--- Begin Listed entries ---

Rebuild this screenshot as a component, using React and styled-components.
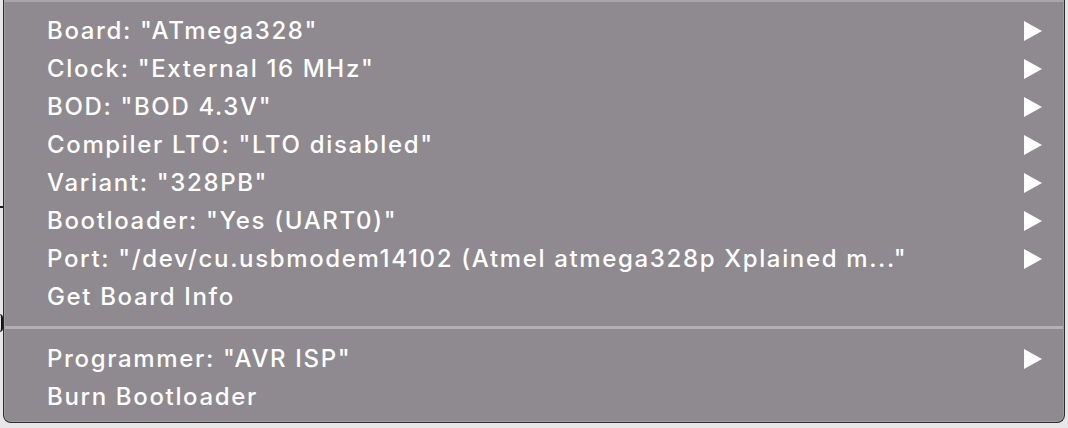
import React from "react";
import styled, { createGlobalStyle } from "styled-components";

const Global = createGlobalStyle`
  html, body { margin: 0; padding: 0; background: #e7e7e7; }
  body { font-family: Inter, "Noto Sans", "Liberation Sans", sans-serif; }
`;

const Page = styled.div`
  display: flex;
  align-items: flex-start;
  width: 1068px;
  height: 428px;
  overflow: hidden;
`;

const Backdrop = styled.div`
  width: 3px;
  flex: none;
  display: flex;
  flex-direction: column;
  padding-top: 206px;
  overflow: hidden;
`;

const BackRule = styled.div`
  height: 2px;
  background: #1a1a1a;
`;

const BackArc = styled.div`
  margin-top: 106px;
  width: 2px;
  height: 18px;
  border-right: 2px solid #141414;
  border-radius: 0 9px 9px 0;
  margin-left: -1px;
`;

const Menu = styled.div`
  width: 1060px;
  flex: none;
  background: #8e8a8f;
  border: 1px solid #2c2b2d;
  border-top: none;
  border-radius: 0 0 8px 8px;
  box-shadow: inset 0 0 0 1px rgba(255, 255, 255, 0.16);
  display: flex;
  flex-direction: column;
  padding-bottom: 6px;
`;

const TopEdge = styled.div`
  height: 2px;
  background: #a9a6ab;
  margin-bottom: 10px;
`;

const Item = styled.div`
  height: 38px;
  display: flex;
  align-items: center;
  justify-content: space-between;
  padding: 0 22px 0 43px;
  color: #ffffff;
  font-size: 24px;
  font-weight: 500;
  letter-spacing: 1.65px;
  white-space: nowrap;
`;

const Label = styled.span`
  display: block;
  transform: translateY(-1px);
`;

const Separator = styled.div`
  height: 3px;
  margin: 10px 1px 11px 1px;
  background: #b3afb4;
`;

const Arrow = () => (
  <svg width="18" height="20" viewBox="0 0 18 20" aria-hidden="true">
    <path d="M0 0 L18 10 L0 20 Z" fill="#ffffff" />
  </svg>
);

const groups = [
  [
    { label: 'Board: "ATmega328"', sub: true },
    { label: 'Clock: "External 16 MHz"', sub: true },
    { label: 'BOD: "BOD 4.3V"', sub: true },
    { label: 'Compiler LTO: "LTO disabled"', sub: true },
    { label: 'Variant: "328PB"', sub: true },
    { label: 'Bootloader: "Yes (UART0)"', sub: true },
    { label: 'Port: "/dev/cu.usbmodem14102 (Atmel atmega328p Xplained m..."', sub: true },
    { label: "Get Board Info", sub: false },
  ],
  [
    { label: 'Programmer: "AVR ISP"', sub: true },
    { label: "Burn Bootloader", sub: false },
  ],
];

export default function App() {
  return (
    <>
      <Global />
      <Page>
        <Backdrop>
          <BackRule />
          <BackArc />
        </Backdrop>
        <Menu>
          <TopEdge />
          {groups.map((g, gi) => (
            <React.Fragment key={gi}>
              {gi > 0 && <Separator />}
              {g.map((it) => (
                <Item key={it.label}>
                  <Label>{it.label}</Label>
                  {it.sub && <Arrow />}
                </Item>
              ))}
            </React.Fragment>
          ))}
        </Menu>
      </Page>
    </>
  );
}
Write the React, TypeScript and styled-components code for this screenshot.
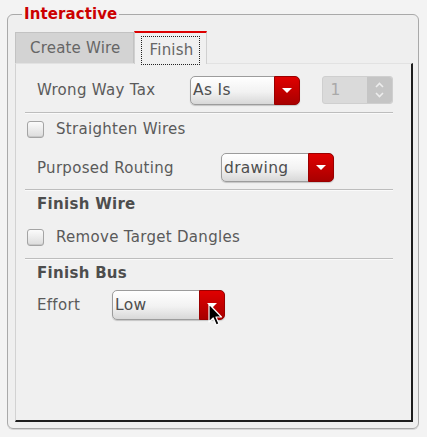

--- End Listed entries ---

▶ Brief
Without including the pictures, reproduce all entries exactly.

▶ Response for this exercise
Rebuild this screenshot as a component, using React and styled-components.
import React from "react";
import styled, { createGlobalStyle } from "styled-components";

const Global = createGlobalStyle`
  html, body { margin: 0; padding: 0; background: #e7e7e7; }
  body { font-family: Inter, "Noto Sans", "Liberation Sans", sans-serif; }
`;

const Page = styled.div`
  display: flex;
  align-items: flex-start;
  width: 1068px;
  height: 428px;
  overflow: hidden;
`;

const Backdrop = styled.div`
  width: 3px;
  flex: none;
  display: flex;
  flex-direction: column;
  padding-top: 206px;
  overflow: hidden;
`;

const BackRule = styled.div`
  height: 2px;
  background: #1a1a1a;
`;

const BackArc = styled.div`
  margin-top: 106px;
  width: 2px;
  height: 18px;
  border-right: 2px solid #141414;
  border-radius: 0 9px 9px 0;
  margin-left: -1px;
`;

const Menu = styled.div`
  width: 1060px;
  flex: none;
  background: #8e8a8f;
  border: 1px solid #2c2b2d;
  border-top: none;
  border-radius: 0 0 8px 8px;
  box-shadow: inset 0 0 0 1px rgba(255, 255, 255, 0.16);
  display: flex;
  flex-direction: column;
  padding-bottom: 6px;
`;

const TopEdge = styled.div`
  height: 2px;
  background: #a9a6ab;
  margin-bottom: 10px;
`;

const Item = styled.div`
  height: 38px;
  display: flex;
  align-items: center;
  justify-content: space-between;
  padding: 0 22px 0 43px;
  color: #ffffff;
  font-size: 24px;
  font-weight: 500;
  letter-spacing: 1.65px;
  white-space: nowrap;
`;

const Label = styled.span`
  display: block;
  transform: translateY(-1px);
`;

const Separator = styled.div`
  height: 3px;
  margin: 10px 1px 11px 1px;
  background: #b3afb4;
`;

const Arrow = () => (
  <svg width="18" height="20" viewBox="0 0 18 20" aria-hidden="true">
    <path d="M0 0 L18 10 L0 20 Z" fill="#ffffff" />
  </svg>
);

const groups = [
  [
    { label: 'Board: "ATmega328"', sub: true },
    { label: 'Clock: "External 16 MHz"', sub: true },
    { label: 'BOD: "BOD 4.3V"', sub: true },
    { label: 'Compiler LTO: "LTO disabled"', sub: true },
    { label: 'Variant: "328PB"', sub: true },
    { label: 'Bootloader: "Yes (UART0)"', sub: true },
    { label: 'Port: "/dev/cu.usbmodem14102 (Atmel atmega328p Xplained m..."', sub: true },
    { label: "Get Board Info", sub: false },
  ],
  [
    { label: 'Programmer: "AVR ISP"', sub: true },
    { label: "Burn Bootloader", sub: false },
  ],
];

export default function App() {
  return (
    <>
      <Global />
      <Page>
        <Backdrop>
          <BackRule />
          <BackArc />
        </Backdrop>
        <Menu>
          <TopEdge />
          {groups.map((g, gi) => (
            <React.Fragment key={gi}>
              {gi > 0 && <Separator />}
              {g.map((it) => (
                <Item key={it.label}>
                  <Label>{it.label}</Label>
                  {it.sub && <Arrow />}
                </Item>
              ))}
            </React.Fragment>
          ))}
        </Menu>
      </Page>
    </>
  );
}
Write the React, TypeScript and styled-components code for this screenshot.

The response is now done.